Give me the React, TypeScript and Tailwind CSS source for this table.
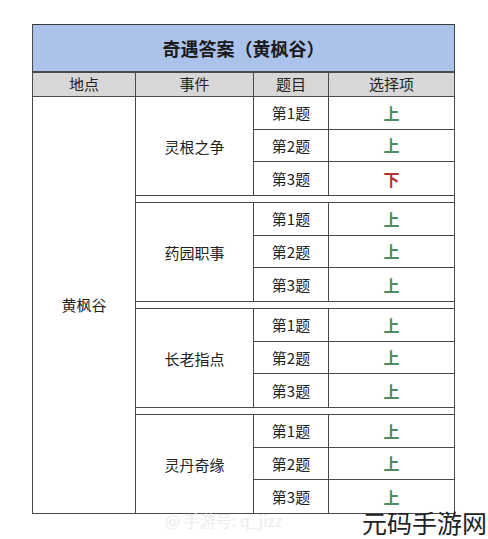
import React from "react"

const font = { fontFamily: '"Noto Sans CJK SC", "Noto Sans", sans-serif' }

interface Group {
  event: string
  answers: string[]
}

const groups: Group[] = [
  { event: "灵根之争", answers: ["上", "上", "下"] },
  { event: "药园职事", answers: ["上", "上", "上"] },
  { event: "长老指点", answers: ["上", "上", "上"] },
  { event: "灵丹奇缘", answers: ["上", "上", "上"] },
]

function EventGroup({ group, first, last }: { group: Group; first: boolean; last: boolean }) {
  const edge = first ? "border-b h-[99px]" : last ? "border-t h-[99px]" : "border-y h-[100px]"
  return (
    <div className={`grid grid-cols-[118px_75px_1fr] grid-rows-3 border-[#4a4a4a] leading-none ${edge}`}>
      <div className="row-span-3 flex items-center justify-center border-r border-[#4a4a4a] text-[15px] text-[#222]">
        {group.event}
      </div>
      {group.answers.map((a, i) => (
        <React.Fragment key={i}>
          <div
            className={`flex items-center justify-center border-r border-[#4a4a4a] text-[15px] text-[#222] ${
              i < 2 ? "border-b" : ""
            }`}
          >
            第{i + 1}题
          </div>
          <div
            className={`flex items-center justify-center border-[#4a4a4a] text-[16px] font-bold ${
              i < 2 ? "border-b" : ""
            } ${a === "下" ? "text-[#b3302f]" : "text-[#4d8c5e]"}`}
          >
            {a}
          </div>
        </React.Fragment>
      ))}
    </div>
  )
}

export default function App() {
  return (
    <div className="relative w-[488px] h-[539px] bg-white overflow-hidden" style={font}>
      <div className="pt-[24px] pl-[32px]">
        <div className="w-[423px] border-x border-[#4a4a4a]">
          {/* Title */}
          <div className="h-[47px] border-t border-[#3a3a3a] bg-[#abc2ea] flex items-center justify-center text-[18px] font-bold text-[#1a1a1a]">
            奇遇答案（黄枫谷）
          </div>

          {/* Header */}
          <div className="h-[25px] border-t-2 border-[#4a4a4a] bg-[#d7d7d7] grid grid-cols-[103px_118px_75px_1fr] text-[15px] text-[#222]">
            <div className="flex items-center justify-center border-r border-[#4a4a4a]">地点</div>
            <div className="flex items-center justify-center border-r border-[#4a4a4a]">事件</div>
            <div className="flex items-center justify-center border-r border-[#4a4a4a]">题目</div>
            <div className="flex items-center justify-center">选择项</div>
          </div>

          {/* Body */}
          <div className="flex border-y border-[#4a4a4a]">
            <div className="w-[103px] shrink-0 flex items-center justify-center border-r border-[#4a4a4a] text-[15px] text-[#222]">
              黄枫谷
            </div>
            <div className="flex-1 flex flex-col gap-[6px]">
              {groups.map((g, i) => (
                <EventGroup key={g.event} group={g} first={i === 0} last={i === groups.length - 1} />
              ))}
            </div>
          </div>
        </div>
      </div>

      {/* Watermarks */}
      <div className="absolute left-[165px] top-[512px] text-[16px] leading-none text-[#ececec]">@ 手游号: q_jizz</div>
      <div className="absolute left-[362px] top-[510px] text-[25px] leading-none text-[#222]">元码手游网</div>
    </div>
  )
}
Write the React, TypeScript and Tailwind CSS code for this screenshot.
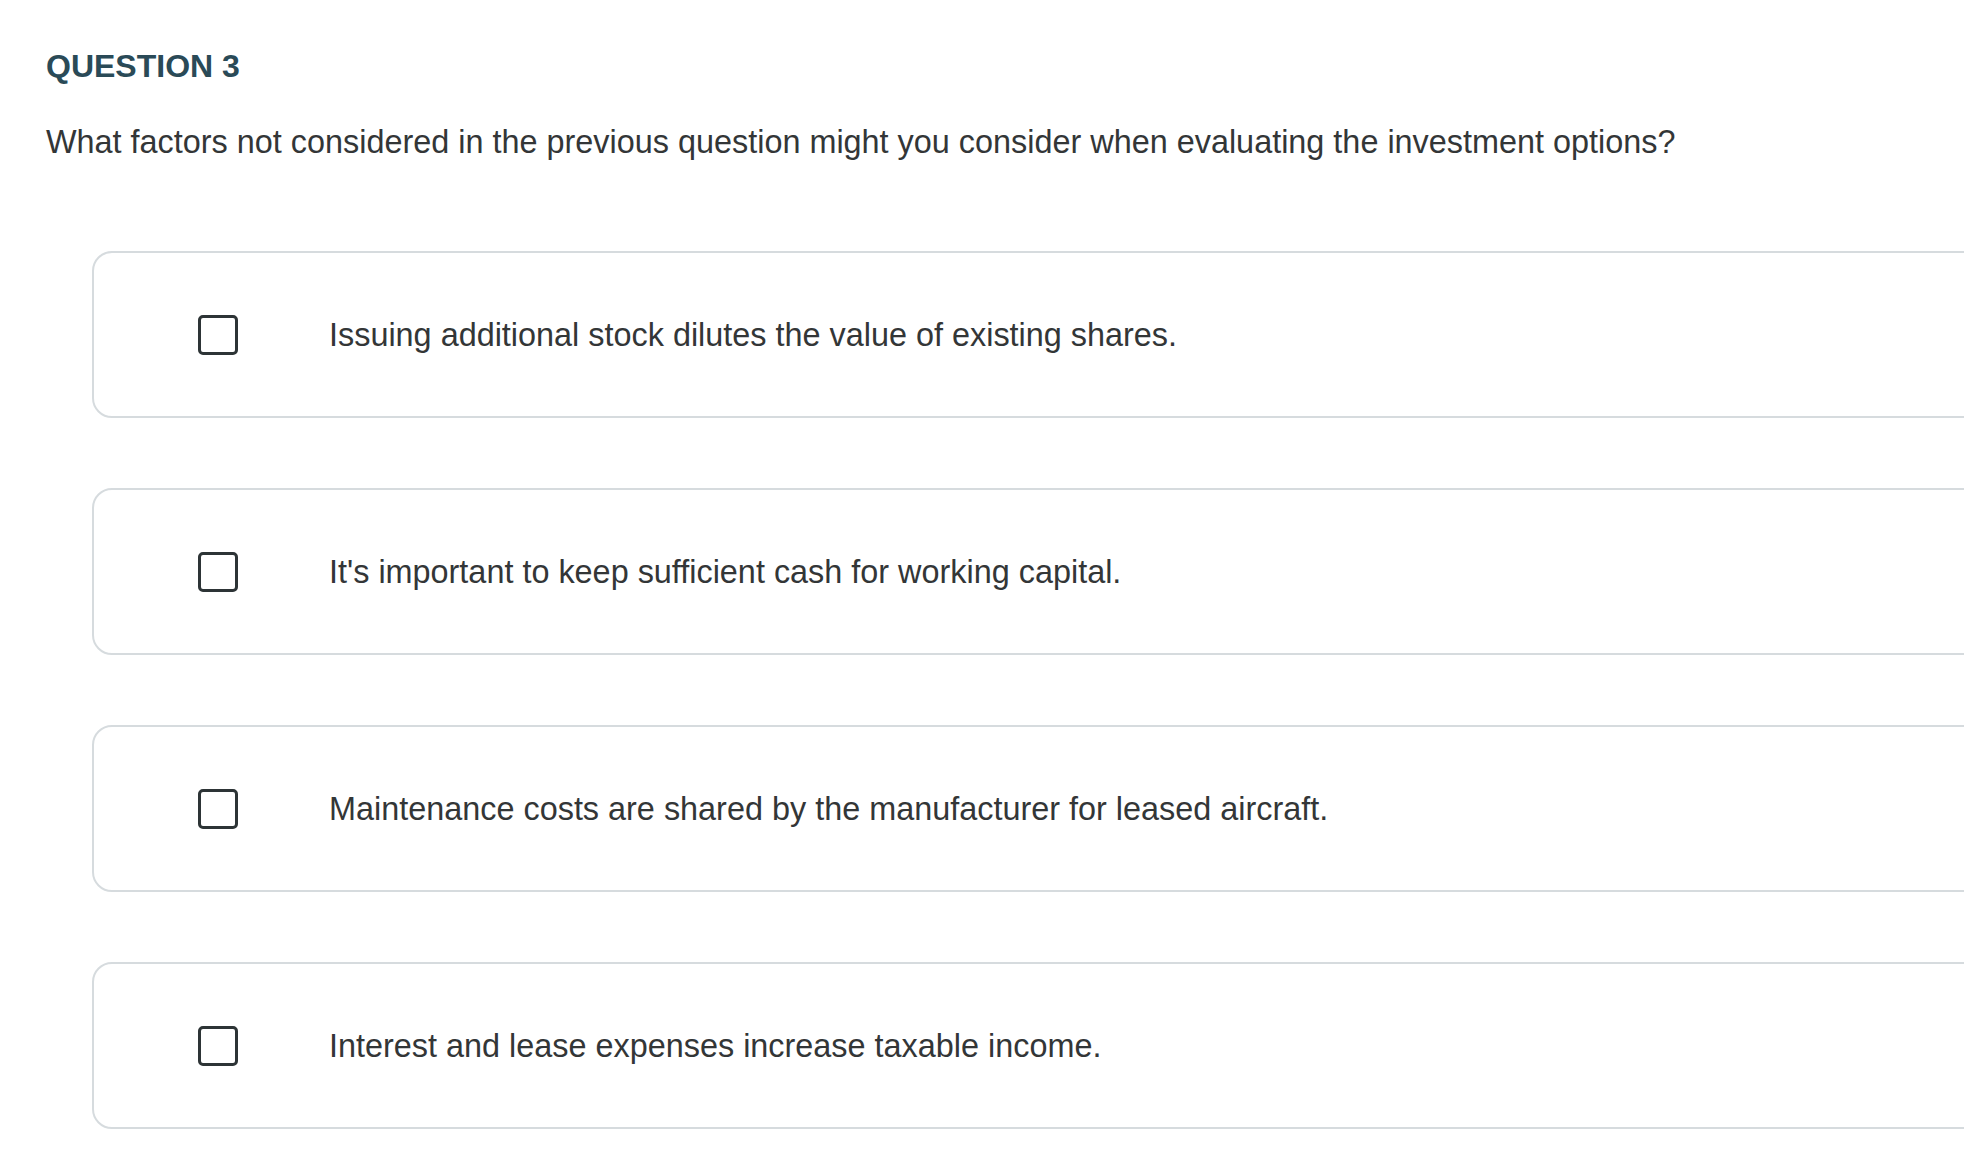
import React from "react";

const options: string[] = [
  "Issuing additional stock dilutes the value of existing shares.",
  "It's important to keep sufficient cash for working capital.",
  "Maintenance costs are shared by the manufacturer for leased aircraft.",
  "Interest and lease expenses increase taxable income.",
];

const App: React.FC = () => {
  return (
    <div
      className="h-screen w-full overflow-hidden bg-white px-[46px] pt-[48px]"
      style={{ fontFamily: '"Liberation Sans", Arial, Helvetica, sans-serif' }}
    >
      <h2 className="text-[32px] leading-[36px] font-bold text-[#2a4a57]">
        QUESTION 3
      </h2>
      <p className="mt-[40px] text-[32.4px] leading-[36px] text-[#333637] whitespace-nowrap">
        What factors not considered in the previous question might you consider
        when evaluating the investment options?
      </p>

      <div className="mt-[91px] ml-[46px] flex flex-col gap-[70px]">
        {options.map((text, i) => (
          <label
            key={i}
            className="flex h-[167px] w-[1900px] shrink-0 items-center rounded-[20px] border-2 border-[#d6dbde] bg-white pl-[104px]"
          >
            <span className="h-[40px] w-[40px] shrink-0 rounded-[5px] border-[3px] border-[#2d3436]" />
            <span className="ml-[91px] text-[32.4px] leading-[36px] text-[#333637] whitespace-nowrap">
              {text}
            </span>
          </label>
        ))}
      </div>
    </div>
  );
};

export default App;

* EXERCISE
The entries above are to be returned exactly, without their pictures.

* SOLVED PROBLEM
Give me the React, TypeScript and Tailwind CSS source for this table.
import React from "react"

const font = { fontFamily: '"Noto Sans CJK SC", "Noto Sans", sans-serif' }

interface Group {
  event: string
  answers: string[]
}

const groups: Group[] = [
  { event: "灵根之争", answers: ["上", "上", "下"] },
  { event: "药园职事", answers: ["上", "上", "上"] },
  { event: "长老指点", answers: ["上", "上", "上"] },
  { event: "灵丹奇缘", answers: ["上", "上", "上"] },
]

function EventGroup({ group, first, last }: { group: Group; first: boolean; last: boolean }) {
  const edge = first ? "border-b h-[99px]" : last ? "border-t h-[99px]" : "border-y h-[100px]"
  return (
    <div className={`grid grid-cols-[118px_75px_1fr] grid-rows-3 border-[#4a4a4a] leading-none ${edge}`}>
      <div className="row-span-3 flex items-center justify-center border-r border-[#4a4a4a] text-[15px] text-[#222]">
        {group.event}
      </div>
      {group.answers.map((a, i) => (
        <React.Fragment key={i}>
          <div
            className={`flex items-center justify-center border-r border-[#4a4a4a] text-[15px] text-[#222] ${
              i < 2 ? "border-b" : ""
            }`}
          >
            第{i + 1}题
          </div>
          <div
            className={`flex items-center justify-center border-[#4a4a4a] text-[16px] font-bold ${
              i < 2 ? "border-b" : ""
            } ${a === "下" ? "text-[#b3302f]" : "text-[#4d8c5e]"}`}
          >
            {a}
          </div>
        </React.Fragment>
      ))}
    </div>
  )
}

export default function App() {
  return (
    <div className="relative w-[488px] h-[539px] bg-white overflow-hidden" style={font}>
      <div className="pt-[24px] pl-[32px]">
        <div className="w-[423px] border-x border-[#4a4a4a]">
          {/* Title */}
          <div className="h-[47px] border-t border-[#3a3a3a] bg-[#abc2ea] flex items-center justify-center text-[18px] font-bold text-[#1a1a1a]">
            奇遇答案（黄枫谷）
          </div>

          {/* Header */}
          <div className="h-[25px] border-t-2 border-[#4a4a4a] bg-[#d7d7d7] grid grid-cols-[103px_118px_75px_1fr] text-[15px] text-[#222]">
            <div className="flex items-center justify-center border-r border-[#4a4a4a]">地点</div>
            <div className="flex items-center justify-center border-r border-[#4a4a4a]">事件</div>
            <div className="flex items-center justify-center border-r border-[#4a4a4a]">题目</div>
            <div className="flex items-center justify-center">选择项</div>
          </div>

          {/* Body */}
          <div className="flex border-y border-[#4a4a4a]">
            <div className="w-[103px] shrink-0 flex items-center justify-center border-r border-[#4a4a4a] text-[15px] text-[#222]">
              黄枫谷
            </div>
            <div className="flex-1 flex flex-col gap-[6px]">
              {groups.map((g, i) => (
                <EventGroup key={g.event} group={g} first={i === 0} last={i === groups.length - 1} />
              ))}
            </div>
          </div>
        </div>
      </div>

      {/* Watermarks */}
      <div className="absolute left-[165px] top-[512px] text-[16px] leading-none text-[#ececec]">@ 手游号: q_jizz</div>
      <div className="absolute left-[362px] top-[510px] text-[25px] leading-none text-[#222]">元码手游网</div>
    </div>
  )
}
Write the React, TypeScript and Tailwind CSS code for this screenshot.
import React from "react";

const options: string[] = [
  "Issuing additional stock dilutes the value of existing shares.",
  "It's important to keep sufficient cash for working capital.",
  "Maintenance costs are shared by the manufacturer for leased aircraft.",
  "Interest and lease expenses increase taxable income.",
];

const App: React.FC = () => {
  return (
    <div
      className="h-screen w-full overflow-hidden bg-white px-[46px] pt-[48px]"
      style={{ fontFamily: '"Liberation Sans", Arial, Helvetica, sans-serif' }}
    >
      <h2 className="text-[32px] leading-[36px] font-bold text-[#2a4a57]">
        QUESTION 3
      </h2>
      <p className="mt-[40px] text-[32.4px] leading-[36px] text-[#333637] whitespace-nowrap">
        What factors not considered in the previous question might you consider
        when evaluating the investment options?
      </p>

      <div className="mt-[91px] ml-[46px] flex flex-col gap-[70px]">
        {options.map((text, i) => (
          <label
            key={i}
            className="flex h-[167px] w-[1900px] shrink-0 items-center rounded-[20px] border-2 border-[#d6dbde] bg-white pl-[104px]"
          >
            <span className="h-[40px] w-[40px] shrink-0 rounded-[5px] border-[3px] border-[#2d3436]" />
            <span className="ml-[91px] text-[32.4px] leading-[36px] text-[#333637] whitespace-nowrap">
              {text}
            </span>
          </label>
        ))}
      </div>
    </div>
  );
};

export default App;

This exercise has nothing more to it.